Old School Netiquette… still good!

I have used internet since 1990. I’m not the first user, but it was in a time where the community was small enough that the community was able to give recommendations and help on how to use correctly technologies such as email, usenet, etc.

The internet grew tremendously. Email traffic exploded (more than 90% of spam). The Web enabled a lot of interactions by masking different communication modalities. Many have no idea what is the Netiquette. And maybe it’s fine.

Each W3C mailing-list is a small community with most people being engineers. It is often surprising to see top posting (replying on the top of the message and leaving the full thread quoted), or putting one line comment in a long quoted message. There are better ways of using emails.

  • Just quote the appropriate part of the message and reply under this quote
  • Do not top post
  • Be careful to keep author of the quoted message
  • Write short messages in high traffic mailing-lists

I recommend everyone to read the Netiquette. It might be old school, but most of its principles still applies.

10 thoughts on “Old School Netiquette… still good!

  1. Old, and partially obscure, recommended signatures, proportional fonts, other oddities. Better ask Emily, even if that is not more the version of the early ’90s ;-)

  2. I have to say the “Do not top post” guideline does not make sense to me.

    What does make sense to me is to make sure all responses are in chronological order, be that most recent first, or last.
    I don’t mind reading the most recent replies first and scrolling down into history.
    And I find it very convenient to not have to scroll down in order to read a reply.

    Other than that, I absolutely agree with your post, Karl, and follow the other 3 instructions “à la lettre”.

    1. Hi Coralie,

      I have to say the “Do not top post” guideline does not make sense to me.

      I have to explain a bit more this one, I guess. Top posting means replying at the top of the mail and leaving the full quoted message under your answer. Mails are conversations, discussions. When someone top posts, most of the time, it feels as “what I have to say is more important that this thing below”.

      What does make sense to me is to make sure all responses are in chronological order, be that most recent first, or last.
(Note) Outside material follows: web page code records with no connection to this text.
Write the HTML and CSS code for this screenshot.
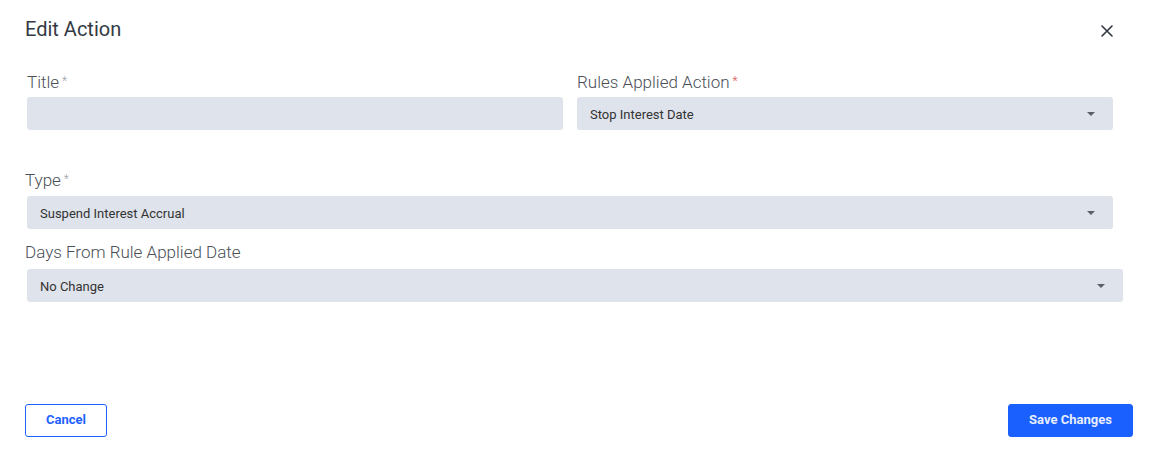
FILE: index.html
```html
<!DOCTYPE html>
<html>
<head>
<meta charset="utf-8">
<link rel="stylesheet" href="styles.css">
</head>
<body>
<div class="dialog">
  <div class="header">
    <h1 class="title">Edit Action</h1>
    <button class="close" aria-label="Close">
      <svg width="12" height="12" viewBox="0 0 12 12"><path d="M1 1L11 11M11 1L1 11" stroke="#2f3640" stroke-width="1.6" stroke-linecap="round"/></svg>
    </button>
  </div>
  <div class="row two">
    <div class="field">
      <label class="label">Title<span class="req">*</span></label>
      <div class="input"></div>
    </div>
    <div class="field">
      <label class="label">Rules Applied Action<span class="req red">*</span></label>
      <div class="input select"><span>Stop Interest Date</span><i class="caret"></i></div>
    </div>
  </div>
  <div class="field type">
    <label class="label">Type<span class="req">*</span></label>
    <div class="input select"><span>Suspend Interest Accrual</span><i class="caret"></i></div>
  </div>
  <div class="field days">
    <label class="label">Days From Rule Applied Date</label>
    <div class="input select"><span>No Change</span><i class="caret"></i></div>
  </div>
  <div class="footer">
    <button class="btn outline">Cancel</button>
    <button class="btn primary">Save Changes</button>
  </div>
</div>
</body>
</html>
```
FILE: styles.css
```css
* { box-sizing: border-box; }
html, body { margin: 0; padding: 0; background: #fff; }
body { font-family: Roboto, "Noto Sans", sans-serif; color: #333; width: 1150px; height: 465px; overflow: hidden; }
.dialog { padding: 17px 17px 0 25px; height: 465px; display: flex; flex-direction: column; }
.header { display: flex; justify-content: space-between; align-items: center; height: 24px; }
.title { margin: 0; font-size: 20px; font-weight: 400; color: #343a44; line-height: 24px; }
.close { border: 0; background: none; padding: 0; margin-right: 20px; margin-top: 4px; width: 12px; height: 12px; display: flex; }
.row.two { display: grid; grid-template-columns: 536px 536px; column-gap: 14px; margin-left: 2px; margin-top: 31px; width: 1086px; }
.field { display: flex; flex-direction: column; }
.label { font-size: 17px; font-weight: 300; color: #4a4f57; line-height: 20px; height: 20px; margin-bottom: 5px; }
.req { color: #a0a4aa; font-size: 12px; margin-left: 3px; vertical-align: top; position: relative; top: -1px; }
.req.red { color: #e05050; }
.input { height: 33px; background: #dfe3eb; border-radius: 3px; display: flex; align-items: center; padding: 1px 13px 0; font-size: 13px; color: #333; }
.field.type .input, .field.days .input { margin-left: 2px; }
.field.type { margin-top: 40px; width: 1088px; }
.field.type .label { margin-bottom: 6px; }
.field.days { margin-top: 13px; width: 1098px; }
.field.days .label { margin-bottom: 7px; }
.select { justify-content: space-between; padding-right: 18px; }
.caret { width: 0; height: 0; border-left: 4.5px solid transparent; border-right: 4.5px solid transparent; border-top: 4.5px solid #5b6068; }
.footer { margin-top: auto; margin-bottom: 28px; display: flex; justify-content: space-between; }
.btn { height: 33px; border-radius: 3px; font-family: Roboto, sans-serif; font-size: 13px; font-weight: 700; cursor: pointer; padding: 0 0 2px; }
.btn.outline { width: 82px; background: #fff; border: 1px solid #1f63ff; color: #1f63ff; }
.btn.primary { width: 125px; background: #1a60ff; border: 1px solid #1a60ff; color: #e8eeff; }
```
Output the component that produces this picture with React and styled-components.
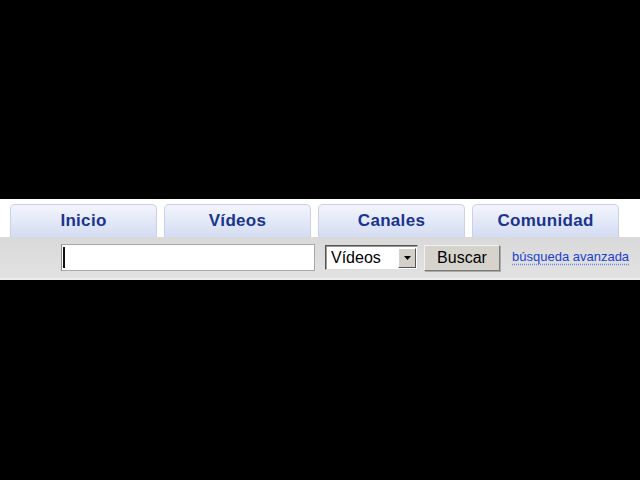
import styled, { createGlobalStyle } from "styled-components";

const GlobalStyle = createGlobalStyle`
  html, body {
    margin: 0;
    padding: 0;
    background: #000;
  }
  body {
    font-family: "Liberation Sans", Arial, sans-serif;
  }
`;

const Page = styled.div`
  width: 640px;
  height: 480px;
  background: #000;
  padding-top: 199px;
  box-sizing: border-box;
`;

const Header = styled.div`
  background: #fff;
  display: flex;
  flex-direction: column;
`;

const TabRow = styled.div`
  display: flex;
  gap: 7px;
  padding: 5px 0 0 10px;
  height: 38px;
  box-sizing: border-box;
`;

const Tab = styled.a`
  width: 147px;
  height: 33px;
  box-sizing: border-box;
  border: 1px solid #c9d1ea;
  border-bottom: none;
  border-radius: 5px 5px 0 0;
  background: linear-gradient(#f3f5fc, #d4dcf3);
  display: flex;
  align-items: center;
  justify-content: center;
  padding-bottom: 1px;
  font-weight: bold;
  font-size: 17px;
  letter-spacing: 0.3px;
  color: #19348f;
  text-decoration: none;
`;

const SearchBar = styled.div`
  height: 41px;
  background: linear-gradient(#d9d9d9, #e2e2e2);
  border-bottom: 2px solid #ececec;
  display: flex;
  align-items: center;
  padding-left: 61px;
  box-sizing: content-box;
`;

const Field = styled.div`
  width: 254px;
  height: 27px;
  box-sizing: border-box;
  background: #fff;
  border: 1px solid #a9a9a9;
  border-left-color: #8a8a8a;
  display: flex;
  align-items: center;
  padding-left: 1px;
`;

const Caret = styled.span`
  width: 2px;
  height: 21px;
  background: #111;
`;

const Select = styled.div`
  margin-left: 10px;
  width: 93px;
  height: 25px;
  box-sizing: border-box;
  background: #fff;
  border: 1px solid;
  border-color: #555 #dcdcdc #dcdcdc #555;
  box-shadow: inset 1px 1px 0 #999;
  display: flex;
  align-items: center;
  justify-content: space-between;
  padding: 0 1px 0 5px;
  font-size: 16px;
  color: #000;
`;

const Arrow = styled.span`
  width: 18px;
  height: 20px;
  box-sizing: border-box;
  background: #d4d0c8;
  border: 1px solid;
  border-color: #fff #555 #555 #fff;
  display: flex;
  align-items: center;
  justify-content: center;
`;

const Button = styled.button`
  margin-left: 6px;
  width: 76px;
  height: 26px;
  background: #d6d3cc;
  border: 1px solid;
  border-color: #f2f2f2 #7a7a7a #7a7a7a #f2f2f2;
  box-shadow: 1px 1px 0 #aaa;
  font-family: "Liberation Sans", Arial, sans-serif;
  font-size: 16px;
  color: #000;
  padding: 0;
`;

const Advanced = styled.a`
  margin-left: 12px;
  font-size: 13px;
  color: #1a3dd2;
  text-decoration: underline dotted #6f86e0;
  text-underline-offset: 3px;
  margin-bottom: 2px;
`;

export default function App() {
  return (
    <Page>
      <GlobalStyle />
      <Header>
        <TabRow>
          <Tab>Inicio</Tab>
          <Tab>Vídeos</Tab>
          <Tab>Canales</Tab>
          <Tab>Comunidad</Tab>
        </TabRow>
        <SearchBar>
          <Field>
            <Caret />
          </Field>
          <Select>
            Vídeos
            <Arrow>
              <svg width="7" height="4" viewBox="0 0 7 4">
                <path d="M0 0h7L3.5 4z" fill="#000" />
              </svg>
            </Arrow>
          </Select>
          <Button>Buscar</Button>
          <Advanced>búsqueda avanzada</Advanced>
        </SearchBar>
      </Header>
    </Page>
  );
}
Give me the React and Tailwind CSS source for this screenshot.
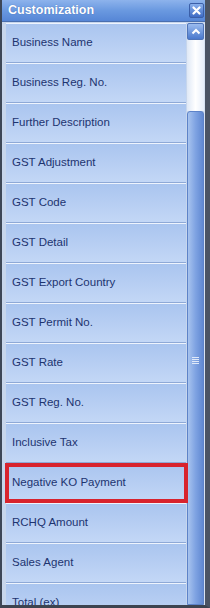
import React from "react";

const items = [
  "Business Name",
  "Business Reg. No.",
  "Further Description",
  "GST Adjustment",
  "GST Code",
  "GST Detail",
  "GST Export Country",
  "GST Permit No.",
  "GST Rate",
  "GST Reg. No.",
  "Inclusive Tax",
  "Negative KO Payment",
  "RCHQ Amount",
  "Sales Agent",
  "Total (ex)",
];

function Item({ label, marked }) {
  return (
    <div className="relative h-[40px] shrink-0 border-t border-t-[#eef4fd] border-b border-b-[#8ea9d6] bg-gradient-to-b from-[#aac5ef] to-[#c3d7f6] flex items-center pl-[6px]">
      <span className="text-[11.5px] text-[#1d3470]">{label}</span>
      {marked && (
        <div className="absolute -left-[1px] -right-[2px] -top-[1px] -bottom-[1px] border-[4px] border-[#d8232d]" />
      )}
    </div>
  );
}

export default function App() {
  return (
    <div
      className="w-[210px] h-[608px] overflow-hidden flex flex-col bg-[#c7d6ec] border-l-2 border-l-[#3d4757] border-r-[5px] border-r-[#4b5464] border-b-[3px] border-b-[#3d4450]"
      style={{ fontFamily: '"Liberation Sans", Arial, sans-serif' }}
    >
      <div className="h-[22px] shrink-0 flex items-center justify-between pl-[6px] pr-[1px] bg-gradient-to-b from-[#8db3ec] via-[#6a99e0] to-[#5686d6] border-b border-b-[#4a6fae]">
        <span className="text-[12.5px] font-bold text-white [text-shadow:0_0_1px_#3a64ad]">
          Customization
        </span>
        <div className="w-[15px] h-[15px] rounded-[2px] border border-[#3b5fa8] bg-gradient-to-b from-[#8ab0ec] to-[#3e6bc4] flex items-center justify-center">
          <svg width="9" height="9" viewBox="0 0 9 9">
            <path d="M1.5 1.5 L7.5 7.5 M7.5 1.5 L1.5 7.5" stroke="white" strokeWidth="2.2" strokeLinecap="round" />
          </svg>
        </div>
      </div>
      <div className="flex-1 flex min-h-0 pt-[1px]">
        <div className="w-[184px] pl-[4px] flex flex-col">
          {items.map((l) => (
            <Item key={l} label={l} marked={l === "Negative KO Payment"} />
          ))}
        </div>
        <div className="w-[17px] ml-[1px] flex flex-col">
          <div className="h-[17px] shrink-0 rounded-[2px] border border-[#4f74b8] bg-gradient-to-b from-[#9bbcef] to-[#4a78cc] flex items-center justify-center">
            <svg width="10" height="7" viewBox="0 0 10 7">
              <path d="M1.5 5.5 L5 2 L8.5 5.5" stroke="white" strokeWidth="2" fill="none" />
            </svg>
          </div>
          <div className="h-[71px] shrink-0 bg-gradient-to-r from-[#dfe8f6] via-white to-[#e6eefa]" />
          <div className="flex-1 rounded-t-[3px] border border-[#5d83c9] bg-gradient-to-r from-[#a7c3ee] via-[#7fa3e2] to-[#6189d2] flex flex-col items-center pt-[245px]">
            <div className="flex flex-col gap-[1px]">
              <div className="w-[7px] h-[1px] bg-[#dfe9f8]" />
              <div className="w-[7px] h-[1px] bg-[#dfe9f8]" />
              <div className="w-[7px] h-[1px] bg-[#dfe9f8]" />
              <div className="w-[7px] h-[1px] bg-[#dfe9f8]" />
            </div>
          </div>
        </div>
        <div className="w-[1px] bg-[#d7e2f2]" />
      </div>
    </div>
  );
}
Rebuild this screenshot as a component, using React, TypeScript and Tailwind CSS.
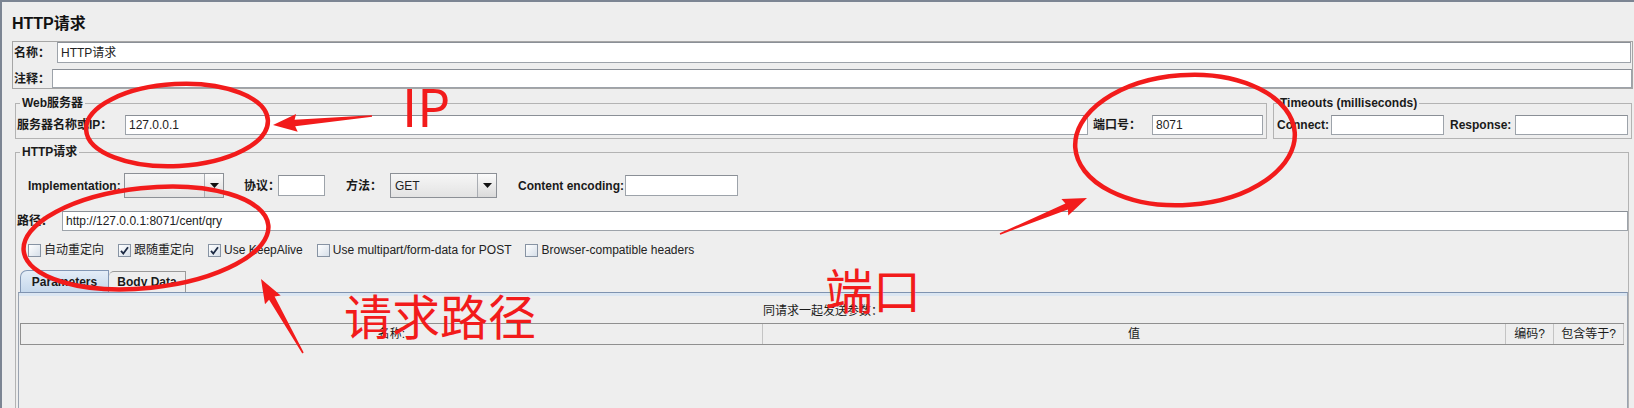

      Mail archives or your mailer are specifically here for this purpose. That you don’t need to copy the full thread in each individual message. I usually select only the part I need to reply to. I cut the rest and reply under each quoted parts, so that my answers are in context.

  3. Karl,

    Your mileage may vary, but according to the tools you’re using to write (Outlook for one) or to read (screen readers) email, sometimes top-posting is less evil than it seems.

    Since I began working with blind people and with non-tech-savvy people, I use top-posting a lot in my professional email communication.

    And yes it’s really awkward when you’re used to quoting in context, as you have to more or less paraphrase the question before ou answer, etc.

    In my personal, Thunderbird-based life, I can more easily reply with the Netiquette in mind.

    So maybe this doesn’t fall in the one-size-fits-all category.

    1. The context of the post was W3C mailing-list and engineers who should know ;)

      In the case you cite and if you paraphrase the question, I would recommend to remove the quoted message then. “Do not clutter mail with long useless messages”. :)

      /me who has on his computer 18 years of mail.

  4. I guess most of us should now know about the netiquette and how to use mail. And using mail means avoiding to top-post (reminded of “top-posting should die”), even if it’s not just novice web users who think that doing that little bit of extra work isn’t important.

  5. I think I’ve been using email, my gosh, for more than a quarter century and must say that I find it easier to deal with top-posting than with the many levels of embedded comments, sometimes lost in formatting by odd mailers. Generally, I’ve noticed an evolving netiquette is for short or general answers to top post (to make it easy for readers to see the most recent comment), with more specific comments in the embedding. I find these days, when a message is long, I tend to put something at top with a fast readable response, and to mention there that my detailed comments can be found embedded within. This is definitely one that is a combination of personal taste and amount of email

    p.s. I must admit that these days I wish I had the mailer that Nick Negroponte used to use – if the email was more than a certain amount of characters, the message would bounce with a note that it was too long for him to read, and to please send a shorter one :-)

  6. Karl,

    Having read Netiquette, I think it’s right on the money! Sure, I can be picky and complain or say how I don’t agree with some of them, but being honest about it, I’ll have to say it all makes good sense. Even if it would interfere with some of my activities.

Comments are closed.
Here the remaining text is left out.